Es curioso que intente resolver, o al menos, llegar a alguna conclusión coherente si relaciono la vida con el tiempo y la edad. Cuando se es joven, y por lo tanto, la actividad y las ganas de hacer cosas (se acaben o se dejen a medias), es uno de los rasgos que más define esa etapa de nuestra vida. Por impaciencia y por tener la agenda completa de sueños, proyectos, deseos, ilusiones (cada uno sabe o recordará las suyas); el tiempo parecía no transcurrir y, los mismos segundos, se nos hacían minutos.

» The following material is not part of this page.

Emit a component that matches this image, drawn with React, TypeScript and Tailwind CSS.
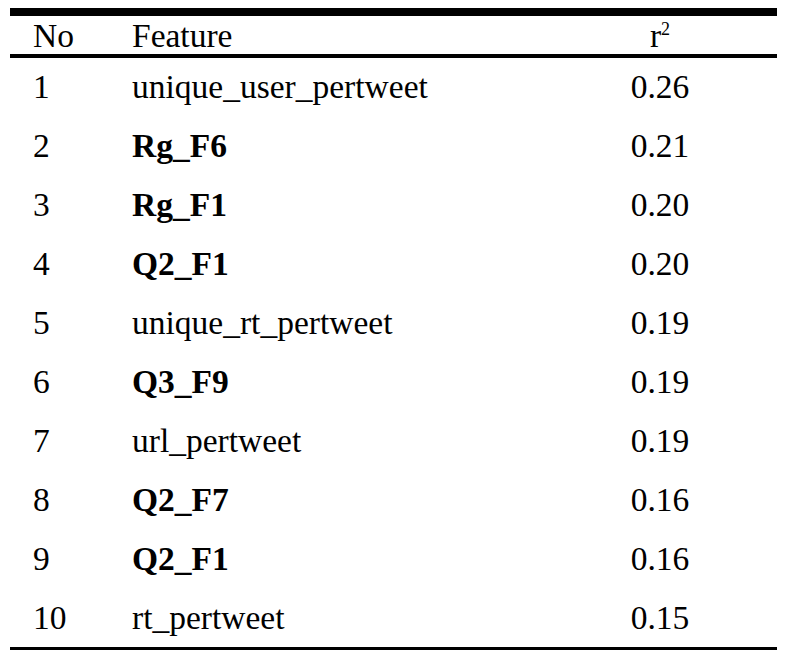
import React from "react";

const rows: { no: string; feat: string; bold: boolean; r: string }[] = [
  { no: "1", feat: "unique_user_pertweet", bold: false, r: "0.26" },
  { no: "2", feat: "Rg_F6", bold: true, r: "0.21" },
  { no: "3", feat: "Rg_F1", bold: true, r: "0.20" },
  { no: "4", feat: "Q2_F1", bold: true, r: "0.20" },
  { no: "5", feat: "unique_rt_pertweet", bold: false, r: "0.19" },
  { no: "6", feat: "Q3_F9", bold: true, r: "0.19" },
  { no: "7", feat: "url_pertweet", bold: false, r: "0.19" },
  { no: "8", feat: "Q2_F7", bold: true, r: "0.16" },
  { no: "9", feat: "Q2_F1", bold: true, r: "0.16" },
  { no: "10", feat: "rt_pertweet", bold: false, r: "0.15" },
];

export default function App() {
  return (
    <div
      className="w-[786px] h-[651px] bg-white text-black pt-[8px] pl-[10px]"
      style={{ fontFamily: '"Liberation Serif", "Times New Roman", serif' }}
    >
      <div className="w-[767px]">
        <div className="h-[8px] bg-black" />
        <div className="flex h-[38px] leading-[39px] text-[33.5px] pl-[23px]">
          <div className="w-[99px]">No</div>
          <div className="w-[468px]">Feature</div>
          <div className="w-[120px] text-center">
            r<span className="text-[18px] relative top-[-12px]">2</span>
          </div>
        </div>
        <div className="h-[4px] bg-black" />
        {rows.map((r, i) => (
          <div
            key={r.no}
            className={
              "flex leading-[57px] text-[33.5px] pl-[23px] " +
              (i === rows.length - 1 ? "h-[58px]" : "h-[59px]")
            }
          >
            <div className="w-[99px]">{r.no}</div>
            <div className={"w-[468px] " + (r.bold ? "font-bold" : "")}>{r.feat}</div>
            <div className="w-[120px] text-center">{r.r}</div>
          </div>
        ))}
        <div className="h-[3px] bg-black" />
      </div>
    </div>
  );
}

Al cambiar a una edad, digamos intermedia, nuestra agenda y el reloj se sincronizan y parece que nuestras inquietudes están armonizadas con el tiempo; siendo sinceros, también somos menos ambiciosos, en cuanto a número y planeamos a medio plazo; en vez, de hoy para ayer, cuando esperar nos desesperaba.
Ahora, que ya pasamos o estamos acabando esa etapa intermedia de la vida, nos damos cuenta que, por muy tranquilos y poco activos que seamos, no tenemos tiempo para nada; literalmente, las horas son minutos, los días semanas, viendo pasar a las cuatro estaciones del año como si nuestra vida viajara en el AVE.
Qué podemos hacer los que nos encontramos en este sin sentido?
Simple, por muy rápido que nos pase la vida por delante haciéndonos perder la noción del tiempo: «Siempre tendremos la experiencia de lo que hicimos mal, para evitar repetirlo; las buenas sensaciones de lo que nos salió bien, para motivarnos en los momentos difíciles; Y, por supuesto, la nostalgia de lo que echamos de menos, para sentir y saber que seguimos vivos».